Vital Link In Cool Chain

   Perishables shippers receive expedient and efficient service at Hartsfield-Jackson’s Perishables Center.
   The Atlanta Perishables Center is totally climate-controlled and features on-site distribution and transport capabilities, USDA inspection services and a fumigation chamber. Hartsfield-Jackson is the only airport in the Southeast approved by the USDA to apply cold treatment, an environmentally safe alternative to methyl bromide.
   At the Perishables Complex any and all perishables, including flowers, seafood, fresh fruits and vegetables, can be distributed through Hartsfield/Jackson Atlanta
   The 42,000 square foot (3,780 square meter) Perishables Complex has four massive cooling facilities, featuring a full range of temperatures: -5 degrees F (- 20 degrees C), 34 degrees F (1 degree C), 42 degrees F (5.6 degrees C) and 55 degrees F (12.7 degrees C).
   Operations at the Perishables Complex include reception, storage, transportation and delivery; repacking and cooperage; ice-making and supply; presentation for Federal Inspection Services; fumigation and plant washing; packing, crating and general cargo handling; incineration and/or destruction of USDA rejected shipments, and aircraft handling.
   Next door to the Perishables Center is the 21,000 square foot (1,890 square meters) Hartsfield Atlanta Equine Complex, designed to handle, inspect and process animals, be it a single thoroughbred or a full charter of livestock.
   The 78-stall facility features on-site USDA Veterinarian Services, USDA regulated disinfection of all stables and aircraft, a weather-proof loading area, holding pens for examination and bathing, etched floors to prevent slippage, imported rubber matting and individual drainage for each stall and an automated insect control system that routinely emits a mist into each stall.
   An all pro-team, including Tim Holt, vp operations (right) and Daniel Lopez, operations manager (left), brings several degrees of separation between the profit and loss reports of a growing list of cargo carriers at ATL (Delta is the biggest), that use the airport perishables operation to expand their service package.



Top Cargo Club At One Beautiful Airport

     The Atlanta Air Cargo Association is Best Air Cargo Club In The World for 2005.
     This marks the second consecutive year we have recognized AACA as best.

2006 AACA Officers—Rachael Worley, FedEx Trade Networks; Kevin Madden, Global Airlift Services; Dawn Frey, Pilot Air Freight; Beverly Horan, AZ Warehouse.

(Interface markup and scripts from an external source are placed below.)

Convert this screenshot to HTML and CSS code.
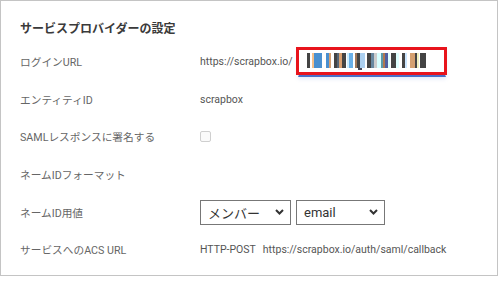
FILE: index.html
```html
<!DOCTYPE html>
<html lang="ja">
<head>
<meta charset="utf-8">
<link rel="stylesheet" href="styles.css">
</head>
<body>
<div class="card">
  <h2 class="title">サービスプロバイダーの設定</h2>
  <div class="form">
    <div class="label">ログインURL</div>
    <div class="value">
      <span class="url-prefix">https://scrapbox.io/</span>
      <div class="input-wrap">
        <div class="login-input"><div class="pixels"></div><div class="pixel-tail"></div></div>
        <div class="highlight"></div>
      </div>
    </div>

    <div class="label">エンティティID</div>
    <div class="value">scrapbox</div>

    <div class="label">SAMLレスポンスに署名する</div>
    <div class="value"><span class="checkbox"></span></div>

    <div class="label">ネームIDフォーマット</div>
    <div class="value"></div>

    <div class="label">ネームID用値</div>
    <div class="value selects">
      <div class="select select-a">
        <span>メンバー</span>
        <svg class="chev" width="9" height="6" viewBox="0 0 9 6"><path d="M1 1 L4.5 4.5 L8 1" fill="none" stroke="#333" stroke-width="2"/></svg>
      </div>
      <div class="select select-b">
        <span>email</span>
        <svg class="chev" width="9" height="6" viewBox="0 0 9 6"><path d="M1 1 L4.5 4.5 L8 1" fill="none" stroke="#333" stroke-width="2"/></svg>
      </div>
    </div>

    <div class="label">サービスへのACS URL</div>
    <div class="value acs"><span>HTTP-POST</span><span>https://scrapbox.io/auth/saml/callback</span></div>
  </div>
</div>
</body>
</html>
```
FILE: styles.css
```css
html, body {
  margin: 0;
  padding: 0;
  background: #fff;
}
body {
  font-family: Roboto, "Noto Sans CJK JP", sans-serif;
  color: #555;
}
.card {
  width: 477px;
  height: 274px;
  border: 1px solid #c4c4c4;
  padding: 0 0 0 19px;
  box-sizing: content-box;
}
.title {
  margin: 0;
  padding-top: 18px;
  height: 20px;
  line-height: 20px;
  font-size: 12px;
  font-weight: 700;
  color: #3a3a3a;
}
.form {
  margin-top: 4px;
  display: grid;
  grid-template-columns: 180px 1fr;
  grid-auto-rows: 37.6px;
  align-items: center;
}
.label {
  font-size: 10.7px;
  color: #666;
}
.value {
  font-size: 10.5px;
  color: #555;
  display: flex;
  align-items: center;
}
.url-prefix {
  width: 96px;
  flex-shrink: 0;
}
.input-wrap {
  position: relative;
  width: 151px;
  height: 30px;
}
.login-input {
  margin: 2px 1px 0 2px;
  height: 28px;
  border: 1px solid #ddd;
  border-bottom: 2px solid #4a6fc7;
  box-shadow: 0 2px 4px rgba(74, 111, 199, 0.15);
  background: #fff;
  padding: 3px 0 0 8px;
  box-sizing: border-box;
}
.pixels {
  width: 119px;
  height: 15px;
  background: linear-gradient(to right,
    #444 0 3px, #fff 3px 5px, #f5c08a 5px 7px, #4a90d0 7px 15px, #fff 15px 19px,
    #4a90d0 19px 22px, #d9a070 22px 24px, #fff 24px 27px, #444 27px 30px,
    #567 30px 32px, #d9a070 32px 35px, #444 35px 39px, #fff 39px 40px,
    #cef 40px 42px, #6ab0e8 42px 46px, #fff 46px 48px, #a0785a 48px 50px,
    #444 50px 53px, #acd0f0 53px 58px, #fff 58px 60px, #444 60px 64px,
    #6888a0 64px 67px, #ccc 67px 70px, #d8ffff 70px 74px, #5a9aaa 74px 76px,
    #b07850 76px 78px, #5060a0 78px 81px, #e0ffff 81px 83px, #fff 83px 84px,
    #444 84px 89px, #e0ffff 89px 92px, #fff 92px 95px, #444 95px 98px,
    #cce6ff 98px 100px, #fff 100px 103px, #d4a070 103px 108px, #444 108px 110px,
    #f0f0c0 110px 112px, #fff 112px 113px, #444 113px 119px);
}
.pixel-tail {
  width: 4px;
  height: 2px;
  margin-left: 51px;
  background: #445;
}
.highlight {
  position: absolute;
  left: 0;
  top: 0;
  width: 151px;
  height: 28px;
  border: 3px solid #e8141c;
  box-sizing: border-box;
}
.checkbox {
  display: block;
  width: 11px;
  height: 11px;
  border: 1px solid #cfcfcf;
  border-radius: 2px;
  background: #fafafa;
  box-sizing: border-box;
}
.selects {
  gap: 5px;
}
.select {
  height: 25px;
  border: 1px solid #777;
  box-sizing: border-box;
  display: flex;
  align-items: center;
  justify-content: space-between;
  padding: 0 6px 0 7px;
  font-size: 13px;
  color: #333;
  background: #fff;
}
.select-a { width: 91px; }
.select-b { width: 89px; }
.chev { display: block; }
.acs {
  gap: 7px;
}
```
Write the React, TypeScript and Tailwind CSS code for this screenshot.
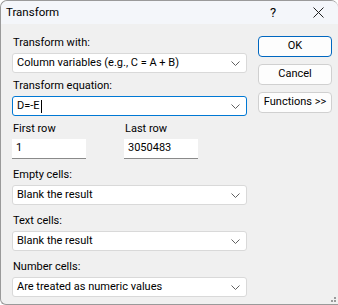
import React from "react";

function Chevron() {
  return (
    <svg width="9" height="5" viewBox="0 0 9 5" className="shrink-0">
      <path d="M0.5 0.5 L4.5 4.5 L8.5 0.5" fill="none" stroke="#606060" strokeWidth="1" />
    </svg>
  );
}

function Combo({ value, focused = false }: { value: string; focused?: boolean }) {
  return (
    <div
      className={
        "flex h-[20px] w-[235px] items-center justify-between rounded-[3px] bg-white pl-[4px] pr-[6px] " +
        (focused ? "border border-[#0078d4]" : "border border-[#d9d9d9]")
      }
    >
      <span className="flex items-center">
        {value}
        {focused && <span className="ml-[1px] inline-block h-[13px] w-[1px] bg-black" />}
      </span>
      <Chevron />
    </div>
  );
}

function Field({ label, className = "", children }: { label: string; className?: string; children: React.ReactNode }) {
  return (
    <div className={"flex flex-col " + className}>
      <span className="pl-[1px] leading-[15px]">{label}</span>
      <div className="mt-[3px]">{children}</div>
    </div>
  );
}

function Button({ label, primary = false }: { label: string; primary?: boolean }) {
  return (
    <div
      className={
        "flex h-[21px] w-[74px] items-center justify-center rounded-[4px] bg-[#fdfdfd] " +
        (primary ? "border-[1.5px] border-[#0067c0]" : "border border-[#d0d0d0]")
      }
    >
      {label}
    </div>
  );
}

export default function App() {
  return (
    <div
      className="h-[305px] w-[338px] overflow-hidden text-[11px] text-black"
      style={{ fontFamily: '"Segoe UI", Roboto, "Liberation Sans", sans-serif' }}
    >
      <div className="flex h-full flex-col rounded-t-[7px] rounded-bl-[6px] border-b border-l border-t border-[#9a9a9a] bg-[#f0f0f0]">
        {/* title bar */}
        <div className="flex h-[23px] items-center rounded-t-[7px] bg-[#f4f6fa] pl-[5px]">
          <span className="flex-1 text-[11.5px]">Transform</span>
          <span className="w-[20px] text-center text-[13px]">?</span>
          <span className="ml-[25px] mr-[10px] flex w-[20px] items-center justify-center">
            <svg width="11" height="11" viewBox="0 0 11 11">
              <path d="M0.5 0.5 L10.5 10.5 M10.5 0.5 L0.5 10.5" stroke="#202020" strokeWidth="1" />
            </svg>
          </span>
        </div>

        {/* body */}
        <div className="relative flex flex-1 pl-[11px] pt-[11px]">
          <div className="flex flex-col">
            <Field label="Transform with:">
              <Combo value="Column variables (e.g., C = A + B)" />
            </Field>
            <Field label="Transform equation:" className="mt-[5px]">
              <Combo value="D=-E" focused />
            </Field>
            <div className="mt-[5px] flex gap-[38px]">
              <Field label="First row">
                <div className="flex h-[20px] w-[74px] items-center border-b border-b-[#8a8a8a] bg-white pl-[4px]">1</div>
              </Field>
              <Field label="Last row">
                <div className="flex h-[20px] w-[74px] items-center border-b border-b-[#8a8a8a] bg-white pl-[4px]">3050483</div>
              </Field>
            </div>
            <Field label="Empty cells:" className="mt-[8px]">
              <Combo value="Blank the result" />
            </Field>
            <Field label="Text cells:" className="mt-[8px]">
              <Combo value="Blank the result" />
            </Field>
            <Field label="Number cells:" className="mt-[8px]">
              <Combo value="Are treated as numeric values" />
            </Field>
          </div>

          <div className="ml-[11px] flex flex-col gap-[7px] pt-[1px]">
            <Button label="OK" primary />
            <Button label="Cancel" />
            <Button label="Functions >>" />
          </div>

          <div className="absolute bottom-[2px] right-[2px] grid grid-cols-2 gap-[1px]">
            <span className="h-[2px] w-[2px]" />
            <span className="h-[2px] w-[2px] bg-[#9a9a9a]" />
            <span className="h-[2px] w-[2px] bg-[#9a9a9a]" />
            <span className="h-[2px] w-[2px] bg-[#9a9a9a]" />
          </div>
        </div>
      </div>
    </div>
  );
}
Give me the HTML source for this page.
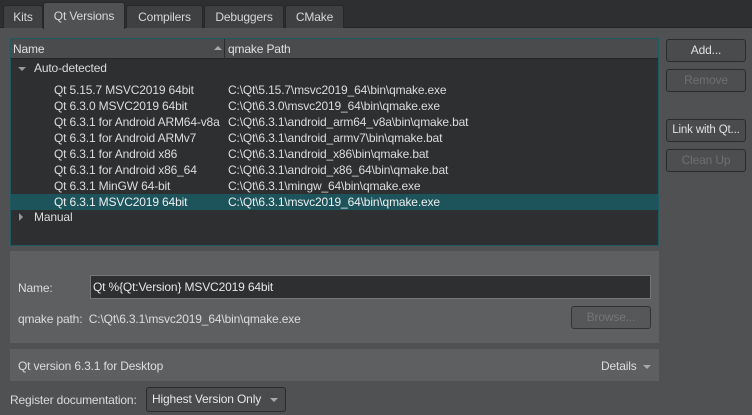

Missing from photo but never from Club is Harold Hagans.

 AACA has been in business for 35 years since 1969 getting things done, while supporting the air cargo community and raising money for hundreds of college kids to study transportation.
     Maybe much or some of the same can be said for other cargo organizations, but AACA is one of the few airport cargo associations in the world that says right up front in the club mission statement that it is in business to “establish educational programs and activities in order to encourage the professional development of members in air cargo transportation and allied fields of commerce.”
     AACA in 2005 awarded two individual scholarships to Georgia State University and to University of Georgia.
     In addition a contribution was made to the ongoing endowment at Georgia Southern University.
     Also a new endowment scholarship for $25,000 was started at Clayton College and State University with a $2500 contribution,
     AACA now owns four endowment scholarships.
     AACA charitable donations include March of Dimes, American Cancer Society, Wesley Community Centers, AIDS Atlanta and others.
     Monthly luncheons are well-subscribed networker's delight, interesting, informative with interesting speakers that are held atop a nearby Marriott Hotel overlooking the main runways at ATL.
     A luncheon we enjoyed there one month accompanied by a healthy wedge of (what else) peach pie may be the best air cargo club grub anywhere.
     There is something else about AACA.
     Described by reputation as southern hospitality, whether you are member or casual observer the feeling that takes over as this group meets in a hotel or a golf course is reminiscent of something TS Elliot wrote:
               "You do not know how much they mean to me, my friends,
               And how, how rare and strange it is, to find
               In a life composed so much, so much of odds and ends,
               To find a friend who has these qualities,
               Who has, and gives
               Those qualities upon which friendship lives.”